» GIVEN INSTRUCTION
Your task is to locate every line holding the string "React" and to copy each of them.

» ITEMS
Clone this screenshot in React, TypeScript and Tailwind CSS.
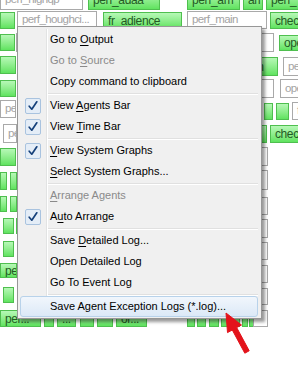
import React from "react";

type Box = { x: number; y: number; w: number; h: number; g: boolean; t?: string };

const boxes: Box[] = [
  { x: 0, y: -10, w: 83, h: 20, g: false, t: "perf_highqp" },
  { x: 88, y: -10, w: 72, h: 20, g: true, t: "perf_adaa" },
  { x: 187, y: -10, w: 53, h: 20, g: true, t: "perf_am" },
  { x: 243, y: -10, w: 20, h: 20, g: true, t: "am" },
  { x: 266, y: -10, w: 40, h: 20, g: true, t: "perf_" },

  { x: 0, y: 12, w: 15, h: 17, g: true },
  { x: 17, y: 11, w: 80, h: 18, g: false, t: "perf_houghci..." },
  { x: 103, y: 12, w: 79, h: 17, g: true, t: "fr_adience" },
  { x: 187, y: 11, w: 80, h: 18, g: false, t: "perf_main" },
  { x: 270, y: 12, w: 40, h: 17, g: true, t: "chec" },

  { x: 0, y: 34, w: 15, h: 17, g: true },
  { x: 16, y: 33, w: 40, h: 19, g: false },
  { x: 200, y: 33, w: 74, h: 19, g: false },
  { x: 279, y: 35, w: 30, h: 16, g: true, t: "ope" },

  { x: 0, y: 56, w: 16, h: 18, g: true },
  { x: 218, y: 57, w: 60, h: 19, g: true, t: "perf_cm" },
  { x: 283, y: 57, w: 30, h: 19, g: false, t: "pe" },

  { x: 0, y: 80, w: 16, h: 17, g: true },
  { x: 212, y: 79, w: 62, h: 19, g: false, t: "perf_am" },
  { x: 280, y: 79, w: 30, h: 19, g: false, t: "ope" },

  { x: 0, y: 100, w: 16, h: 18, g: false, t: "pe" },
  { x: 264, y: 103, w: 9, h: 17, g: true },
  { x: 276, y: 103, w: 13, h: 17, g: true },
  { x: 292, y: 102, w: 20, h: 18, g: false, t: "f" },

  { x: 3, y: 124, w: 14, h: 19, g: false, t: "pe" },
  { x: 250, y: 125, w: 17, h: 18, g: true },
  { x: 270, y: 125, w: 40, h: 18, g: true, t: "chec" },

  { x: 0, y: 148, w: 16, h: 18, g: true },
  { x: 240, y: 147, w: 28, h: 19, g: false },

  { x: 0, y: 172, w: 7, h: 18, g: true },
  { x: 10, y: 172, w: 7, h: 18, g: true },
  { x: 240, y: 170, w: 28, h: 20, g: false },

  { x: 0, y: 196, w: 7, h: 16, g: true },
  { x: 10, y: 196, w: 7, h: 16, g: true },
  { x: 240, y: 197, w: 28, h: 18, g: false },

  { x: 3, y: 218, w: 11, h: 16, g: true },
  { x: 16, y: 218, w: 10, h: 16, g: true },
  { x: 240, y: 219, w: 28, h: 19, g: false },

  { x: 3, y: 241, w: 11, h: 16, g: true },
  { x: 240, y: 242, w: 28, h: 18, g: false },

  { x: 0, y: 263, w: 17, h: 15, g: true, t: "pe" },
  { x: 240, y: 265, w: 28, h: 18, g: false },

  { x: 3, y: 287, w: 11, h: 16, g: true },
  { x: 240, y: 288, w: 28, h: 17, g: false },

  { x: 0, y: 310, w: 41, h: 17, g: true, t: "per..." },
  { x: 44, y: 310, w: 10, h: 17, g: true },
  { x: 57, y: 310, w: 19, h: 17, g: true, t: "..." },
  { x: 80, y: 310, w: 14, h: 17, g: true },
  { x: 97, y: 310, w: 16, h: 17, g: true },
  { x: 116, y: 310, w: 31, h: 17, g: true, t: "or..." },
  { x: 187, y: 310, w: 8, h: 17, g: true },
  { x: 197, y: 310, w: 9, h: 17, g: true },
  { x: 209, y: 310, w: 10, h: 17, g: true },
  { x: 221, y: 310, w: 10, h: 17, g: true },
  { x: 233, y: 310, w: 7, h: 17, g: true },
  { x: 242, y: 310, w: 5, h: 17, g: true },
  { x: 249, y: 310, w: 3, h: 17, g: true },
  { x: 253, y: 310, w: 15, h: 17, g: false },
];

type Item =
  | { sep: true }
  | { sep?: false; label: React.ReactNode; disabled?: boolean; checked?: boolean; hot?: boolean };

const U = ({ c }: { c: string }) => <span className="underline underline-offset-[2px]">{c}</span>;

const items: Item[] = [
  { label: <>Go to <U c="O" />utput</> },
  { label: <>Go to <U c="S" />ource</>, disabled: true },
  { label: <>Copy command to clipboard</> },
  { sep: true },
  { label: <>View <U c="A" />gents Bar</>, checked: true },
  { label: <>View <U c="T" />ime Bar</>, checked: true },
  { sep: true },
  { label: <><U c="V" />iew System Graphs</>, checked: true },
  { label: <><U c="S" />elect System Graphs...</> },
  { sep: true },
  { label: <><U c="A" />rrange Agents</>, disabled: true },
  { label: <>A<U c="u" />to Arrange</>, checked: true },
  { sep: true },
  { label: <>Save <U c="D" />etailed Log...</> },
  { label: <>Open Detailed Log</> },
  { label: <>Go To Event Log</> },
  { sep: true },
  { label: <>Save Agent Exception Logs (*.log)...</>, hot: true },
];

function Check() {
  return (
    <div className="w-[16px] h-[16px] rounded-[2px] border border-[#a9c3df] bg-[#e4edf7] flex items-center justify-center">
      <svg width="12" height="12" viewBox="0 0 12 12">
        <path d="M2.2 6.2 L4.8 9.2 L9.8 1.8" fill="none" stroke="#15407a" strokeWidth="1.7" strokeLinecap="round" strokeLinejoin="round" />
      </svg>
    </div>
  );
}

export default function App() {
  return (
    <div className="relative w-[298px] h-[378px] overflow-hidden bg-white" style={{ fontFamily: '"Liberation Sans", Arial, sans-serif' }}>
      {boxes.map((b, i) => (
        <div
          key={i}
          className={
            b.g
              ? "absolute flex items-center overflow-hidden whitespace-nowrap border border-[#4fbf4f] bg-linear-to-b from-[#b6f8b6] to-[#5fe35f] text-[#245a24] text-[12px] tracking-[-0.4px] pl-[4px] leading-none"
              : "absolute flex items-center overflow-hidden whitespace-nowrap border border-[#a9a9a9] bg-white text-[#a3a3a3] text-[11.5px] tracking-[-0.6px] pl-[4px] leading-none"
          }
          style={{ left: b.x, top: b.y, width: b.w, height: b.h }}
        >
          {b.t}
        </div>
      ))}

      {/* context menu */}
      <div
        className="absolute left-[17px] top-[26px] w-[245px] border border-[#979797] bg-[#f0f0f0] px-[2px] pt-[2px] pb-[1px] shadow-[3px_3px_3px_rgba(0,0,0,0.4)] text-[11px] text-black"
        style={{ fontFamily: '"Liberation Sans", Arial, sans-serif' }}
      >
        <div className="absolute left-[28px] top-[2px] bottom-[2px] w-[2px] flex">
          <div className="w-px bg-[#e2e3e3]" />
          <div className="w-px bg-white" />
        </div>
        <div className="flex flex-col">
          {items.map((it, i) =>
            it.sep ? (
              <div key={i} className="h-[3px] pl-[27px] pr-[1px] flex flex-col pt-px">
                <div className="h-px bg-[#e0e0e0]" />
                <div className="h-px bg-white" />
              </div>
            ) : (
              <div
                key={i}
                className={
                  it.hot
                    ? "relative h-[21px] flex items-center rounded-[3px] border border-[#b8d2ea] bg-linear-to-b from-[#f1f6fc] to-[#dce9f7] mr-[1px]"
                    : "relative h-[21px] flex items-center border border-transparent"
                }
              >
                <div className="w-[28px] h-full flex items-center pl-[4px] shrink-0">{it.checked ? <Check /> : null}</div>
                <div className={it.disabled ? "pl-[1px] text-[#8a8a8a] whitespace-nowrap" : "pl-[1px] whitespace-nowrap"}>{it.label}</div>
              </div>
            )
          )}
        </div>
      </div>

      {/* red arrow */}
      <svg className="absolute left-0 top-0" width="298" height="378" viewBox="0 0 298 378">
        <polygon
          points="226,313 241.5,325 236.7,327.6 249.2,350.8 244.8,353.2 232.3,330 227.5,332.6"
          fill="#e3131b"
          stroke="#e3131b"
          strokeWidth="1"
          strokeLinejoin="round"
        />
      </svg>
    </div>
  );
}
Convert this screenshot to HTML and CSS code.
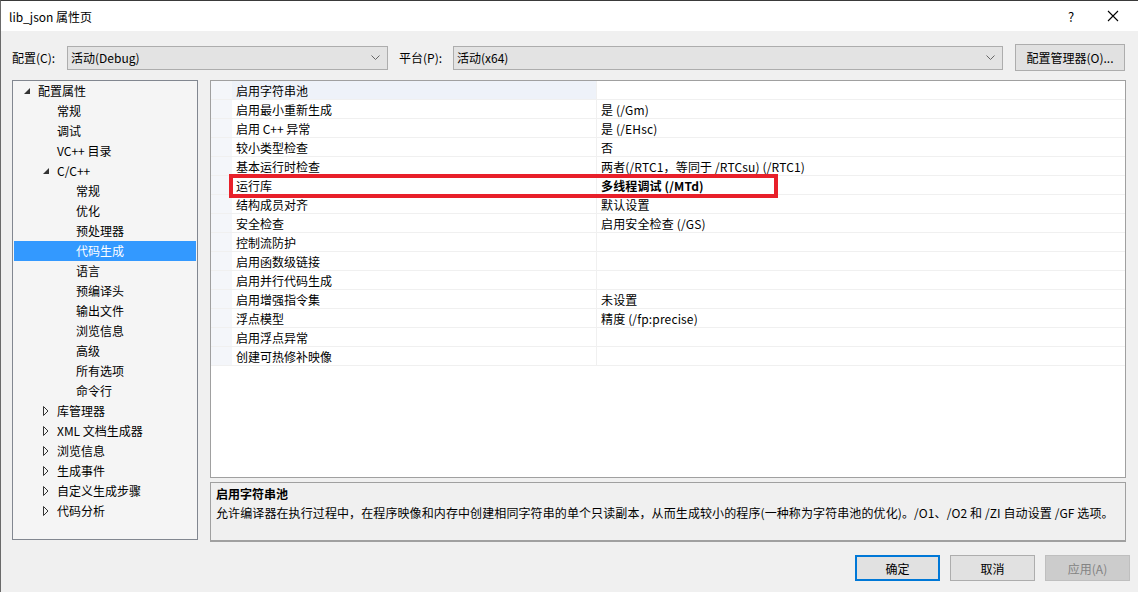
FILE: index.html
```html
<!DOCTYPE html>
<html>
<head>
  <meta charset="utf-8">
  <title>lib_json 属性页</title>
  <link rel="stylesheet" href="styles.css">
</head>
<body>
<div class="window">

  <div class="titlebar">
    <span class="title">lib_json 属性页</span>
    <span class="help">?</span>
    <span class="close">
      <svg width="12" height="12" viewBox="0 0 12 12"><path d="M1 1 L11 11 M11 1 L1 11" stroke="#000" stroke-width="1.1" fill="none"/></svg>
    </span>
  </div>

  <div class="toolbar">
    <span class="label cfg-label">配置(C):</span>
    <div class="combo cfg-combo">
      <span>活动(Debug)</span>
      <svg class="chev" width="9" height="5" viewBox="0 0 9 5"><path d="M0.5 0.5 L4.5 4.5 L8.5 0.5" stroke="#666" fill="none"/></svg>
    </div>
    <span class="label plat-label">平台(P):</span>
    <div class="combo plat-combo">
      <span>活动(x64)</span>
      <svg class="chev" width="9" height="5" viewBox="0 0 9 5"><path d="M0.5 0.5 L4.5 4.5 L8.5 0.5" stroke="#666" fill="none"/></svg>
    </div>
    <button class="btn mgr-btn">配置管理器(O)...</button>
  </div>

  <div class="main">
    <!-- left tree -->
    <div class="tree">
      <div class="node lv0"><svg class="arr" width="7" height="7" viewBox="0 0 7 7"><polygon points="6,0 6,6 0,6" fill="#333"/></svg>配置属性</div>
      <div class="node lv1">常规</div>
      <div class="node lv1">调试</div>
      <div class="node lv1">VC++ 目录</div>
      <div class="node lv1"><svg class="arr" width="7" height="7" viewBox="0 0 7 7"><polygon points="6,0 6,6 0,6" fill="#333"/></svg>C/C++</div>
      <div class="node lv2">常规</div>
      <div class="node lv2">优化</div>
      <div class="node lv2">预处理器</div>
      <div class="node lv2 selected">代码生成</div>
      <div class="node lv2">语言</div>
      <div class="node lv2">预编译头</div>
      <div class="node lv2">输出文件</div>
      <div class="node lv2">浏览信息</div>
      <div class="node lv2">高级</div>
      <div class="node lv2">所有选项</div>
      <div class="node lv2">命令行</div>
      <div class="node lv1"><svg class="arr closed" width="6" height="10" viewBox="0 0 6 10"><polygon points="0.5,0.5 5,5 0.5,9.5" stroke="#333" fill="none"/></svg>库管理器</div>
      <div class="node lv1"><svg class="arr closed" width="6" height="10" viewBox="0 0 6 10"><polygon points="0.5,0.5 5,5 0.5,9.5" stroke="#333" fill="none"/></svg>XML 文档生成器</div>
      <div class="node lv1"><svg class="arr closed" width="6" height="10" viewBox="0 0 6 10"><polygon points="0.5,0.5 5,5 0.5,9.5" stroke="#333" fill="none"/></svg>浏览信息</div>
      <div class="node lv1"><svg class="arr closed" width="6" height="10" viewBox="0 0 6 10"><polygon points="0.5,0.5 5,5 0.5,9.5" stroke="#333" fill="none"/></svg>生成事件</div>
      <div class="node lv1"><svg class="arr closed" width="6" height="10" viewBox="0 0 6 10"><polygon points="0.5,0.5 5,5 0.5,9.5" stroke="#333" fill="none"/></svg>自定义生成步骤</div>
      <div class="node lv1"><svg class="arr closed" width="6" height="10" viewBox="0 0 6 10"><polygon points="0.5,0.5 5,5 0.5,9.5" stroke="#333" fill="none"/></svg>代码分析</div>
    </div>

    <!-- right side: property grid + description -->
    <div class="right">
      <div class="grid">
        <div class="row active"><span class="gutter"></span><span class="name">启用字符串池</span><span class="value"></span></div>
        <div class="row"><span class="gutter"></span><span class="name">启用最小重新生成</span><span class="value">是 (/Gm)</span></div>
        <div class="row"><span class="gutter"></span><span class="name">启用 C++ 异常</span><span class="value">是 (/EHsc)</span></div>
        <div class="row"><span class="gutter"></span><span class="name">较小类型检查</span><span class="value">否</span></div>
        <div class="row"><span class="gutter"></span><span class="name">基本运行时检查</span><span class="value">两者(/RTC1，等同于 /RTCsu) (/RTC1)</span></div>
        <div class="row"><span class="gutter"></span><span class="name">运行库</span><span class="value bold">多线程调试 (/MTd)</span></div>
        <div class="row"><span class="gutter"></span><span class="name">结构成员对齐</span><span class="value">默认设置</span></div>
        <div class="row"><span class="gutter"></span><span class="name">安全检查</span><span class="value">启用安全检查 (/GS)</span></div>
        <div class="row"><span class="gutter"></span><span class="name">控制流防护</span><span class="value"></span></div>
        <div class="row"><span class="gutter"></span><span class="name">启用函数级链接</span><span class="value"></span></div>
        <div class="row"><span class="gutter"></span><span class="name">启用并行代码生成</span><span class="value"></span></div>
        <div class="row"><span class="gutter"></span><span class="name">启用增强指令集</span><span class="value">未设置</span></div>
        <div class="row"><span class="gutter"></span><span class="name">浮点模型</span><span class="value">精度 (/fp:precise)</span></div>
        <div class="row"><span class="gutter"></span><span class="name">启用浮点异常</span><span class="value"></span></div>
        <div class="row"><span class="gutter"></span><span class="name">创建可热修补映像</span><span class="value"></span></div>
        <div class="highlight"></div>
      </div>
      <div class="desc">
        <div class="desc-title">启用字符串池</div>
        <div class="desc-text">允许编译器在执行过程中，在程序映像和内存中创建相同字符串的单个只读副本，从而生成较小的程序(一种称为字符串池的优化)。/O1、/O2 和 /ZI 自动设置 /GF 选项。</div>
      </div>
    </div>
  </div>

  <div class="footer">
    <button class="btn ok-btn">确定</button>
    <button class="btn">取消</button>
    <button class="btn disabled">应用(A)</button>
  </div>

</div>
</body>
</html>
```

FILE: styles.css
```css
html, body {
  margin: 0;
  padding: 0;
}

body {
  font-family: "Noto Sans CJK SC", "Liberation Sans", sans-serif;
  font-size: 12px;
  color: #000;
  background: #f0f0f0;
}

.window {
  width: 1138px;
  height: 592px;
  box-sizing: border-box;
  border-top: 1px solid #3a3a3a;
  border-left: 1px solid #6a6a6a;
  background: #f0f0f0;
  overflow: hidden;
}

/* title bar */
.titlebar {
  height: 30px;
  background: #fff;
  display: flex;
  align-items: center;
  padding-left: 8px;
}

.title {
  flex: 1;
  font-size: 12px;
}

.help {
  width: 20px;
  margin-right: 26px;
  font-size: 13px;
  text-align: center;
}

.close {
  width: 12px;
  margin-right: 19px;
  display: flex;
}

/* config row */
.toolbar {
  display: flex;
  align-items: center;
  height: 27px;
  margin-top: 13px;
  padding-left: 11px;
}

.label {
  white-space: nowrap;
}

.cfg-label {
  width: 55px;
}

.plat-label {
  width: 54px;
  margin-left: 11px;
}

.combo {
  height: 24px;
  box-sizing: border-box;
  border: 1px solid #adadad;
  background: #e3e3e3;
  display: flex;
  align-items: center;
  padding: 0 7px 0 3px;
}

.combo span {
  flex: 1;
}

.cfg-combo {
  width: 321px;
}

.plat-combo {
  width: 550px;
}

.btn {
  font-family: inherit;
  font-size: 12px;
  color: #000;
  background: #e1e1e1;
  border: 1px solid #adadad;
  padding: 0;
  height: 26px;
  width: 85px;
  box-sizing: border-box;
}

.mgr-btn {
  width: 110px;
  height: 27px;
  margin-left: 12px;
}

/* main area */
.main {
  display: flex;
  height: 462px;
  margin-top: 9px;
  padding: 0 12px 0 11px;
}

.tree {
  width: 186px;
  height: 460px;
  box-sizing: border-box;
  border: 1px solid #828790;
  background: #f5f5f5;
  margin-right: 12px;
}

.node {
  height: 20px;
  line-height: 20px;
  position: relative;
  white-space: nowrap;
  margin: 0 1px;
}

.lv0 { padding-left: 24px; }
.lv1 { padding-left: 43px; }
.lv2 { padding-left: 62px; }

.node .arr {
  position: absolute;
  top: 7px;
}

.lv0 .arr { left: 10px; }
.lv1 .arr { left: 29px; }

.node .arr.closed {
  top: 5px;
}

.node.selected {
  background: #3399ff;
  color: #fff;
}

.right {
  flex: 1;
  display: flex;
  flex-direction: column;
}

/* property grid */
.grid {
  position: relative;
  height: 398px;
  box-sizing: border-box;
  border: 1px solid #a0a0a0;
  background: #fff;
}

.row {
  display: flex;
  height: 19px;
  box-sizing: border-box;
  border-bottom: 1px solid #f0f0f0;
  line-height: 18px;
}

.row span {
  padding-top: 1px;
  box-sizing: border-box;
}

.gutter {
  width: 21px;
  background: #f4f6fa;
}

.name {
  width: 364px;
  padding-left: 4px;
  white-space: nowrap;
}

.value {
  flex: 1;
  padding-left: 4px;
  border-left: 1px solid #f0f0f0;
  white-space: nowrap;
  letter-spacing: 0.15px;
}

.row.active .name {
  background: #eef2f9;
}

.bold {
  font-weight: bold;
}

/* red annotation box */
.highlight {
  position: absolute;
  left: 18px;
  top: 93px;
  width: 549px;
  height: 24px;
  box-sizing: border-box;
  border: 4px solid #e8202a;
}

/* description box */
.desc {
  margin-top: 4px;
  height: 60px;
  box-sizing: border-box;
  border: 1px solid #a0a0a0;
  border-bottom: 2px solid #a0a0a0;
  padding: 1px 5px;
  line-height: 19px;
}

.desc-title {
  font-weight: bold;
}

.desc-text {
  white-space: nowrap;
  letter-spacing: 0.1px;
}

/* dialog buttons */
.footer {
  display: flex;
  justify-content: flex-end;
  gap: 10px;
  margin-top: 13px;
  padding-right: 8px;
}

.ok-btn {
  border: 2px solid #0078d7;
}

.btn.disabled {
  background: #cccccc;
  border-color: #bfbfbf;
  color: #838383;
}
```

» SOLUTION TO THE PROBLEM
Clone this screenshot in React, TypeScript and Tailwind CSS.
import React from "react";
  | { sep?: false; label: React.ReactNode; disabled?: boolean; checked?: boolean; hot?: boolean };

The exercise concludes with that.